--- START PROVIDED DATA ---
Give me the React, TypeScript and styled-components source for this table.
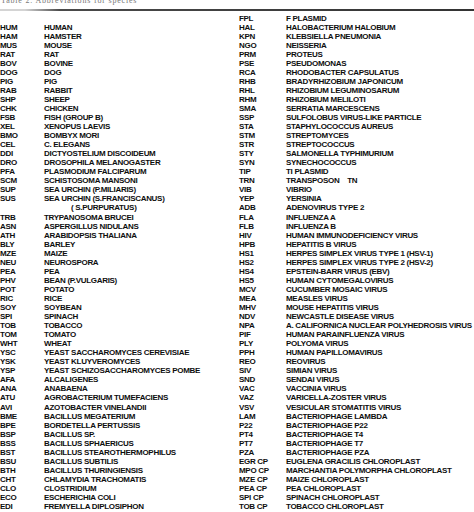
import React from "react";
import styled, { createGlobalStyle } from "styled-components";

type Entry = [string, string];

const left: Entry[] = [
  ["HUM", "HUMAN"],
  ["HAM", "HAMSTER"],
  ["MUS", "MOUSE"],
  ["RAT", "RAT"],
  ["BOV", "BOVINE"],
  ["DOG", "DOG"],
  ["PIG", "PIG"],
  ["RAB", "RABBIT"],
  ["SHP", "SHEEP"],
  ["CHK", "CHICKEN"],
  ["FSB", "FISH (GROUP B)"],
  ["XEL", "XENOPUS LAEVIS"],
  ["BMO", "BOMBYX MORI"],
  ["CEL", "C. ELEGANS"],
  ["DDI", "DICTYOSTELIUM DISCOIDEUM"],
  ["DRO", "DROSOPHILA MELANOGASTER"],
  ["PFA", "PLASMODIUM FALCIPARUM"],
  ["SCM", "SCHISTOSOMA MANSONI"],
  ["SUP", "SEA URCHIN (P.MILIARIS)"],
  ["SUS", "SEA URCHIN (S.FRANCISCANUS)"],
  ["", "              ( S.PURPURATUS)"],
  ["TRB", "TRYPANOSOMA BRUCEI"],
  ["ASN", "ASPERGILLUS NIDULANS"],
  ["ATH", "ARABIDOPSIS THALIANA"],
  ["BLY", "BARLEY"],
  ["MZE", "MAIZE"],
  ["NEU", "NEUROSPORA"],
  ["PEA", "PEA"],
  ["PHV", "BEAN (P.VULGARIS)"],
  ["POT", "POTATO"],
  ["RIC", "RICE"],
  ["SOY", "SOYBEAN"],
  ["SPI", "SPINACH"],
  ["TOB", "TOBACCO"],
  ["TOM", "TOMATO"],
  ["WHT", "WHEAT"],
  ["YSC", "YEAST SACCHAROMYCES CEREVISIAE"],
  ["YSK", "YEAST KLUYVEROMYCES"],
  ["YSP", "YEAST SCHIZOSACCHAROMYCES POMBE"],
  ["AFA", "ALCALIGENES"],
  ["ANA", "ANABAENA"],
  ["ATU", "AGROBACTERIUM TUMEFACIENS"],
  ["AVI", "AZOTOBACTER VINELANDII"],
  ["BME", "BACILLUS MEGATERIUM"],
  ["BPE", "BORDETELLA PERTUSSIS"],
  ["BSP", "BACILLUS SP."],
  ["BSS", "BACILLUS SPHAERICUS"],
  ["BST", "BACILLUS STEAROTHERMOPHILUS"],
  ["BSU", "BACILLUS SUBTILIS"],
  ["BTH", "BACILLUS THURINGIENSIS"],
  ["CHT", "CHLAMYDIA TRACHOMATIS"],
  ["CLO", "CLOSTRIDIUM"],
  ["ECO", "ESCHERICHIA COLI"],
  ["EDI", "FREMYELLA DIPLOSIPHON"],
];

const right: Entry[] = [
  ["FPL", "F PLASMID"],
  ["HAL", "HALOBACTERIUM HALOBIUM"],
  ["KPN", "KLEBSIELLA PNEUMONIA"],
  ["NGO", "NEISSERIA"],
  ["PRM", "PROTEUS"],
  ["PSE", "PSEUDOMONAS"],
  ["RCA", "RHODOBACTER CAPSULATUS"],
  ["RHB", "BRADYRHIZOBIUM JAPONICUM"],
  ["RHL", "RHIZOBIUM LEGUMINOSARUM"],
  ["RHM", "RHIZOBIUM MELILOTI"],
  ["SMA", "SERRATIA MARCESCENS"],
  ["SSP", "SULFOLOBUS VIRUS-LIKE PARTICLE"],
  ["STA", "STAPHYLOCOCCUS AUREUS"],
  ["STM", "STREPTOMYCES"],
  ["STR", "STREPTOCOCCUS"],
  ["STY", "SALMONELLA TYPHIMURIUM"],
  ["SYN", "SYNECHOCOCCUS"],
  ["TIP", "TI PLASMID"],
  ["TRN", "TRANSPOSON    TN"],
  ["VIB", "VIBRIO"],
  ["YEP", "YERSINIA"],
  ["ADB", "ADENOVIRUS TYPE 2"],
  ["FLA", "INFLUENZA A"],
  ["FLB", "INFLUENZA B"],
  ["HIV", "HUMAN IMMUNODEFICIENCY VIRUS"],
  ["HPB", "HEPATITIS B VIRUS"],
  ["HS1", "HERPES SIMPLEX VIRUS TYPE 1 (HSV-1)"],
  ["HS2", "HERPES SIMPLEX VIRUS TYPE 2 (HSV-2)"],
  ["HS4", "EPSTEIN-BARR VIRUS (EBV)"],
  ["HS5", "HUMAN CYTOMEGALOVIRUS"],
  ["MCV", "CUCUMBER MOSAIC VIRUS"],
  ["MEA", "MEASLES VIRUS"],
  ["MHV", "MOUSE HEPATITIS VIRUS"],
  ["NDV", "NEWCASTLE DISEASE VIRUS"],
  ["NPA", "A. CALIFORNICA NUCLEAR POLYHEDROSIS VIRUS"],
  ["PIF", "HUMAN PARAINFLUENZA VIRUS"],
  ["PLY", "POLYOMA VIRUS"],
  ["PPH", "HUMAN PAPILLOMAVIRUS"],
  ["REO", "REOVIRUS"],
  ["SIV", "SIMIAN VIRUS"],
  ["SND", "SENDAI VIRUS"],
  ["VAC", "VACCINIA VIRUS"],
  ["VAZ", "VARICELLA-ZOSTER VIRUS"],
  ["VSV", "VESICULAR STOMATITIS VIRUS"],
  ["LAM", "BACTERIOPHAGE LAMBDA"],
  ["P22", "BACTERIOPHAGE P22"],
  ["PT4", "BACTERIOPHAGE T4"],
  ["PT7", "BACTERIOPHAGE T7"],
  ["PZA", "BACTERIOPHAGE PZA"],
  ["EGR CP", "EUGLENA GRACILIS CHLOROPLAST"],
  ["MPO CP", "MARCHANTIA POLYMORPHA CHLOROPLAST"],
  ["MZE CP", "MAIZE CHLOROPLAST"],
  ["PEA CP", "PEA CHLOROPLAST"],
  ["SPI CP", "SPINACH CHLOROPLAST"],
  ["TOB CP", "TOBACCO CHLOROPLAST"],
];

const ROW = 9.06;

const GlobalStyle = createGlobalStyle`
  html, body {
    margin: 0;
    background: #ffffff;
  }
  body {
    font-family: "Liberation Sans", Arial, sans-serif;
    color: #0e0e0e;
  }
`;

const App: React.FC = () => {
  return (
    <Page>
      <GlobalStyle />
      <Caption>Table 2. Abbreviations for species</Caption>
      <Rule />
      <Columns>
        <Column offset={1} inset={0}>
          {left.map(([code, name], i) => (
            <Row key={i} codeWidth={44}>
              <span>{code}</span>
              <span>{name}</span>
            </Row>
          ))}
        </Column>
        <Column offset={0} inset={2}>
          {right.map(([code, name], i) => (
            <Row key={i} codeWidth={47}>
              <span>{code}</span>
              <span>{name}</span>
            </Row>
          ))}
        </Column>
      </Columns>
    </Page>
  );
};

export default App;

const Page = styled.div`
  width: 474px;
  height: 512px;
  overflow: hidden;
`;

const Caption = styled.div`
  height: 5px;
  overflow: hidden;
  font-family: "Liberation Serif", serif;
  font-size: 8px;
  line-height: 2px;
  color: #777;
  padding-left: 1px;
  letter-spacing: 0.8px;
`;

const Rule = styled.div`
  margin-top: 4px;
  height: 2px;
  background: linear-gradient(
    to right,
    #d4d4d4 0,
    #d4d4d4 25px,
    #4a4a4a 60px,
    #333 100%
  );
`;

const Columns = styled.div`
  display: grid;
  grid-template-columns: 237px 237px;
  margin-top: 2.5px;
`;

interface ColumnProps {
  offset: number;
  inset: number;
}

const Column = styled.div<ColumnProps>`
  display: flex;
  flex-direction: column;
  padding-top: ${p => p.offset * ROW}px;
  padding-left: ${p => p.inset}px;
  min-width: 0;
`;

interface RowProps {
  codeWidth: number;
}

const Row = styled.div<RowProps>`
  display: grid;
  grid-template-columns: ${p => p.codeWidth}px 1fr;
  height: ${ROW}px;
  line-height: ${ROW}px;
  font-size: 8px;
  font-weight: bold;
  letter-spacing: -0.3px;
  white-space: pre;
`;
--- END PROVIDED DATA ---
» BRIEF: Set the lines above down again, word for word, from the first through the one containing "type Entry = [string, string];"; pictures excluded.

» FINISHED TASK:
Give me the React, TypeScript and styled-components source for this table.
import React from "react";
import styled, { createGlobalStyle } from "styled-components";

type Entry = [string, string];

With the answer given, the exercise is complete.